Hierarchical decisions would be the other option ;-)
> In various articles Jeanette Hofmann has pointed out how
> IETF deals with the famous 'rough consensus' and how 'political'
> decisions are viewed. It would be interesting to hear from people
> who actually /participate/ in the ICANN/DNSO process, namely
> Roberto Gaetano and Marc Schneiders (forgive me if I overlooked
> someone). Frankly, it often seems to me there is no consensus
> whatsoever on some important DNSO issues. It's by far easier to
> decide what's off-topic on an IETF mailing list; that's why it's
> by far easier to disturb an ICANN mailing list.

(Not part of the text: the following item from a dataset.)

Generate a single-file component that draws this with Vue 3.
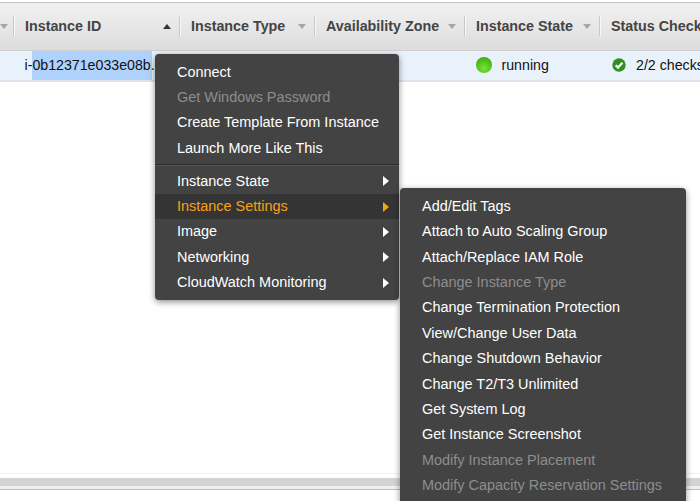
<script setup>
const columns = [
  { label: 'Instance ID', width: 166, up: true },
  { label: 'Instance Type', width: 135 },
  { label: 'Availability Zone', width: 150 },
  { label: 'Instance State', width: 135 },
  { label: 'Status Checks', width: 101, noArrow: true },
]
const mainTop = [
  { t: 'Connect' },
  { t: 'Get Windows Password', off: true },
  { t: 'Create Template From Instance' },
  { t: 'Launch More Like This' },
]
const mainBottom = [
  { t: 'Instance State' },
  { t: 'Instance Settings', active: true },
  { t: 'Image' },
  { t: 'Networking' },
  { t: 'CloudWatch Monitoring' },
]
const sub = [
  { t: 'Add/Edit Tags' },
  { t: 'Attach to Auto Scaling Group' },
  { t: 'Attach/Replace IAM Role' },
  { t: 'Change Instance Type', off: true },
  { t: 'Change Termination Protection' },
  { t: 'View/Change User Data' },
  { t: 'Change Shutdown Behavior' },
  { t: 'Change T2/T3 Unlimited' },
  { t: 'Get System Log' },
  { t: 'Get Instance Screenshot' },
  { t: 'Modify Instance Placement', off: true },
  { t: 'Modify Capacity Reservation Settings', off: true },
]
</script>

<template>
  <div class="page">
    <div class="topline"></div>
    <div class="head">
      <div class="stub"><span class="arrow down"></span></div>
      <div
        v-for="c in columns"
        :key="c.label"
        class="col"
        :style="{ width: c.width + 'px' }"
      >
        <span class="col-label">{{ c.label }}</span>
        <span v-if="!c.noArrow" class="arrow" :class="c.up ? 'up' : 'down'"></span>
      </div>
    </div>
    <div class="row">
      <div class="cell-id"><span>i-</span><span class="sel">0b12371e033e08b.</span></div>
      <div class="cell-state">
        <span class="dot"></span>
        <span>running</span>
      </div>
      <div class="cell-check">
        <svg class="check" width="14" height="14" viewBox="0 0 14 14">
          <circle cx="7" cy="7" r="6.7" fill="#2f8f1f" />
          <path d="M3.7 7.2 6 9.6 10.4 4.8" fill="none" stroke="#fff" stroke-width="2.2" />
        </svg>
        <span>2/2 checks</span>
      </div>
    </div>
    <div class="blank"></div>
    <div class="scrollbar"></div>

    <div class="menu main">
      <div v-for="m in mainTop" :key="m.t" class="item" :class="{ off: m.off }">{{ m.t }}</div>
      <div class="sep"></div>
      <div v-for="m in mainBottom" :key="m.t" class="item has-sub" :class="{ active: m.active }">
        <span>{{ m.t }}</span>
        <span class="tri"></span>
      </div>
    </div>

    <div class="menu submenu">
      <div v-for="m in sub" :key="m.t" class="item" :class="{ off: m.off }">{{ m.t }}</div>
    </div>
  </div>
</template>

<style scoped>
.page {
  position: relative;
  width: 700px;
  height: 501px;
  overflow: hidden;
  background: #fff;
  font-family: "Liberation Sans", Arial, sans-serif;
  color: #111;
  display: flex;
  flex-direction: column;
}
.topline {
  height: 3px;
  flex: none;
  background: linear-gradient(#fff 0 2px, #c4c4c4 2px);
}
.head {
  height: 46px;
  padding-bottom: 1px;
  flex: none;
  display: flex;
  align-items: center;
  background: linear-gradient(#f1f1f1, #e3e3e3 70%, #dcdcdc);
  border-bottom: 1px solid #d0d0d0;
  box-sizing: content-box;
}
.stub {
  width: 12.5px;
  flex: none;
  height: 20px;
  display: flex;
  align-items: center;
  justify-content: flex-end;
  overflow: hidden;
}
.stub .arrow {
  margin-right: 5px;
}
.col {
  flex: none;
  height: 20px;
  box-sizing: border-box;
  display: flex;
  align-items: center;
  justify-content: space-between;
  padding: 0 8px 0 11.5px;
  border-left: 1px solid #c8c8c8;
  box-shadow: inset 1px 0 0 #f8f8f8;
}
.col:last-child {
  padding-right: 0;
}
.col-label {
  font-size: 14.3px;
  font-weight: 700;
  color: #444;
  white-space: nowrap;
}
.arrow {
  width: 0;
  height: 0;
  border-left: 4.5px solid transparent;
  border-right: 4.5px solid transparent;
  flex: none;
}
.arrow.down {
  border-top: 5px solid #a6a6a6;
}
.arrow.up {
  border-bottom: 5px solid #333;
}
.row {
  height: 29px;
  flex: none;
  display: flex;
  align-items: center;
  background: #e9f1fb;
  border-bottom: 2px solid #dde3ea;
  font-size: 14.2px;
  white-space: nowrap;
}
.cell-id {
  width: 476px;
  flex: none;
  height: 100%;
  padding: 0 0 1px 24.5px;
  box-sizing: border-box;
  display: flex;
  align-items: center;
}
.sel {
  background: #aed2fb;
  align-self: stretch;
  display: flex;
  align-items: center;
  width: 120px;
  margin-bottom: -1px;
  padding-bottom: 1px;
}
.cell-state {
  width: 136px;
  flex: none;
  display: flex;
  align-items: center;
  gap: 9.5px;
  padding-bottom: 1px;
  box-sizing: border-box;
}
.dot {
  width: 16px;
  height: 16px;
  border-radius: 50%;
  background: radial-gradient(circle at 50% 70%, #7fe03a, #3fb80e 70%, #2f9a0a);
}
.cell-check {
  display: flex;
  align-items: center;
  gap: 10px;
  padding-bottom: 1px;
}
.check {
  flex: none;
}
.blank {
  flex: 1;
}
.scrollbar {
  height: 18px;
  flex: none;
  margin-bottom: 10px;
  box-sizing: border-box;
  background: linear-gradient(#f0f0f0 0 1px, #fff 1px 5px, #d3d3d3 5px 13px, #f0f0f0 13px 16px, #bdbdbd 16px 17px, #fff 17px);
}
.menu {
  position: absolute;
  box-sizing: border-box;
  background: #434343;
  border-radius: 4px;
  box-shadow: 0 2px 6px rgba(0, 0, 0, 0.45);
  font-size: 14.45px;
  color: #fff;
  white-space: nowrap;
}
.main {
  left: 155px;
  top: 54px;
  width: 244px;
  height: 246px;
  padding-top: 5.6px;
}
.submenu {
  left: 400px;
  top: 188px;
  width: 286px;
  height: 320px;
  padding-top: 5.8px;
}
.item {
  height: 25.4px;
  line-height: 25.4px;
  padding-left: 22px;
}
.off {
  color: #8d8d8d;
}
.sep {
  height: 1px;
  margin: 2.6px 0 3.8px;
  background: #2a2a2a;
  box-shadow: 0 1px 0 #555;
}
.has-sub {
  display: flex;
  justify-content: space-between;
  align-items: center;
  padding-right: 10px;
}
.active {
  background: #343434;
  color: #f7a11b;
}
.tri {
  width: 0;
  height: 0;
  border-top: 5.5px solid transparent;
  border-bottom: 5.5px solid transparent;
  border-left: 6.5px solid currentColor;
}
</style>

Perhaps this depends on the rules as defined by the community. The
larger a constituency, the more strict you have to be in order to keep
things going. This is one of the lessons that I learned by observing the
IETF: The degree of formalization is steadily increasing. As an open
community like the IETF that attracts the participation of more an more
people, there is hardly any other choice than to stick to rigid rules.
It has taken months just
> do decide about the election rules.
Isn't this always the trade-off? Democratic decision-making takes
longer, hierarchical decision-making is comparatively quick but less
legitimate and always in danger to be hampered - especially on the
Net ;-)
So my question is: Does it make
> sense to call *only* for a consensus- building, bottom-up process and
> how do we deal with that whenever this process fails? In fact, the
> people working against ICANN often seem to outnumber the ones working
> constructively when you measure it by presence on the relevant lists.
I agree, there is bad signal-to-noise ratio on many lists. In my view,
the right question then would be how to improve the ratio. Again, there
is no reason to reinvent the wheel. I am not sure how far this would
actually go, but if we accept the IETF as a model, there is a lot to
learn about the management of decision-making.